This review is from: Doctor Who: Matrix (Paperback)
Matrix is a 7th Doctor, Past Doctor adventure and the second in Mike Tucker and Robert Perry's self-styled series 27.
The story of Matrix is fairly complex, it fits in with the story type of series 26, in that there is a story there deep down, but it's confusing as anything and doesn't make a whole lot of sense at first glance. As this was meant to be set in the fictional series 27 it's a little disappointing as the first story, Illegal Alien, was just a joyous romp with a fairly straightforward plotline. The novel starts with the villain doing a ritual to make a golem and then attacking the Doctor with it when he is at his weakest before the TARDIS is hi-jacked. Meanwhile Ace seems to be falling under the influence of the Cheetah planet (from Survival) and the villain is shown to be committing a murder in Victorian times. The pieces are not obviously linked, and linking them seems a little bit convoluted and screams that the authors had so many ideas they just tried to shoe-horn as many into one novel as possible.
The novel then shifts to the Victorian era of the Ripper murders, with the TARDIS crew attempting to stop the 6th murder which should never have happened. I'm a sucker for a good old Victorian setting and Tucker/Perry have done themselves proud in capturing the era on the page. The bulk of the novel is set here and the people and the era really do come alive on the page. The trouble is all this good work is then undone by the final pages of the book which becomes all out Gallifreyan fanwink. I don't mind semi-historical novels and I don't mind novels delving into the fictional Time Lord history, but here they clash badly.
There is no denying that Tucker and Perry can write for the 7th Doctor, they do it very well indeed as Illegal Alien proved. Matrix however features a sombre 7th Doctor who spends the best part of the novel depressed, scared and/or not himself. Whilst it adds depth to the character, it's not really the sort of Doctor I like to read about and I felt the absence of a "Doctor" character was missed.
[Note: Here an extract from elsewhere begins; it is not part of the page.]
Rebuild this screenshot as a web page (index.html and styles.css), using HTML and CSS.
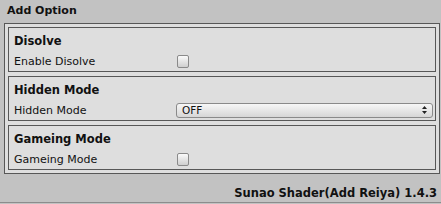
FILE: index.html
```html
<!DOCTYPE html>
<html lang="en">
<head>
    <meta charset="UTF-8">
    <title>Add Option</title>
    <link rel="stylesheet" href="styles.css">
</head>
<body>

<div class="inspector">
    <div class="header">Add Option</div>

    <div class="outer-box">
        <!-- Disolve -->
        <div class="group">
            <div class="group-title">Disolve</div>
            <div class="field">
                <span class="label">Enable Disolve</span>
                <span class="checkbox"></span>
            </div>
        </div>

        <!-- Hidden Mode -->
        <div class="group">
            <div class="group-title">Hidden Mode</div>
            <div class="field">
                <span class="label">Hidden Mode</span>
                <div class="dropdown">
                    <span>OFF</span>
                    <svg class="arrows" width="5" height="8" viewBox="0 0 5 8">
                        <path d="M2.5 0 L5 3 L0 3 Z M2.5 8 L5 5 L0 5 Z" fill="#222"/>
                    </svg>
                </div>
            </div>
        </div>

        <!-- Gameing Mode -->
        <div class="group">
            <div class="group-title">Gameing Mode</div>
            <div class="field">
                <span class="label">Gameing Mode</span>
                <span class="checkbox"></span>
            </div>
        </div>
    </div>

    <div class="footer">Sunao Shader(Add Reiya) 1.4.3</div>
</div>

</body>
</html>
```

FILE: styles.css
```css
body, html {
    margin: 0;
    padding: 0;
    width: 100%;
    height: 100%;
    overflow: hidden;
    background-color: #c2c2c2;
}

.inspector {
    font-family: "DejaVu Sans", Verdana, sans-serif;
    font-size: 11px;
    color: #111;
    height: 203px;
    box-sizing: border-box;
    border-bottom: 1px solid #8c8c8c;
}

.header {
    height: 23px;
    line-height: 22px;
    padding-left: 7px;
    font-weight: bold;
}

.outer-box {
    margin: 0 1px 0 4px;
    border: 1px solid #575757;
    background-color: #dedede;
    padding: 3px;
    display: flex;
    flex-direction: column;
    gap: 4px;
}

.group {
    border: 1px solid #575757;
    padding: 3px 2px 0 5px;
    height: 40px;
}

.group-title {
    height: 20px;
    line-height: 20px;
    font-weight: bold;
    font-size: 11.5px;
}

.field {
    height: 20px;
    display: flex;
    align-items: center;
    font-size: 11px;
}

.label {
    width: 162px;
    flex-shrink: 0;
}

.checkbox {
    width: 10px;
    height: 11px;
    margin-left: 1px;
    border: 1px solid #8a8a8a;
    border-radius: 2px;
    background: linear-gradient(#fafafa, #cfcfcf);
}

.dropdown {
    flex: 1;
    height: 13px;
    border: 1px solid #8a8a8a;
    border-radius: 3px;
    background: linear-gradient(#f7f7f7, #d6d6d6);
    display: flex;
    align-items: center;
    justify-content: space-between;
    padding: 0 5px 0 5px;
    font-size: 10.5px;
}

.footer {
    text-align: right;
    font-weight: bold;
    font-size: 11.5px;
    padding-right: 4px;
    margin-top: 12px;
    line-height: 14px;
}
```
Ace is done fairly well though, and is thrust into not very nice situations which are interesting and suit her well.
Matrix is a pretty gloomy and grim novel which makes the smoggy London of Victorian times the perfect setting. It has strong ideas and really pushes forward the backstory of the Matrix and also the idea of a dark Doctor but never quite reaches what it sets out to do by simply throwing far too many ideas at you all at once. It makes for a dark and atmospheric novel, thanks in part to the wonderful Victorian setting, but it's plot takes a lot to follow and asks you to believe some pretty outrageous and contrived plot devices which seriously detracts from what otherwise could have been a great novel.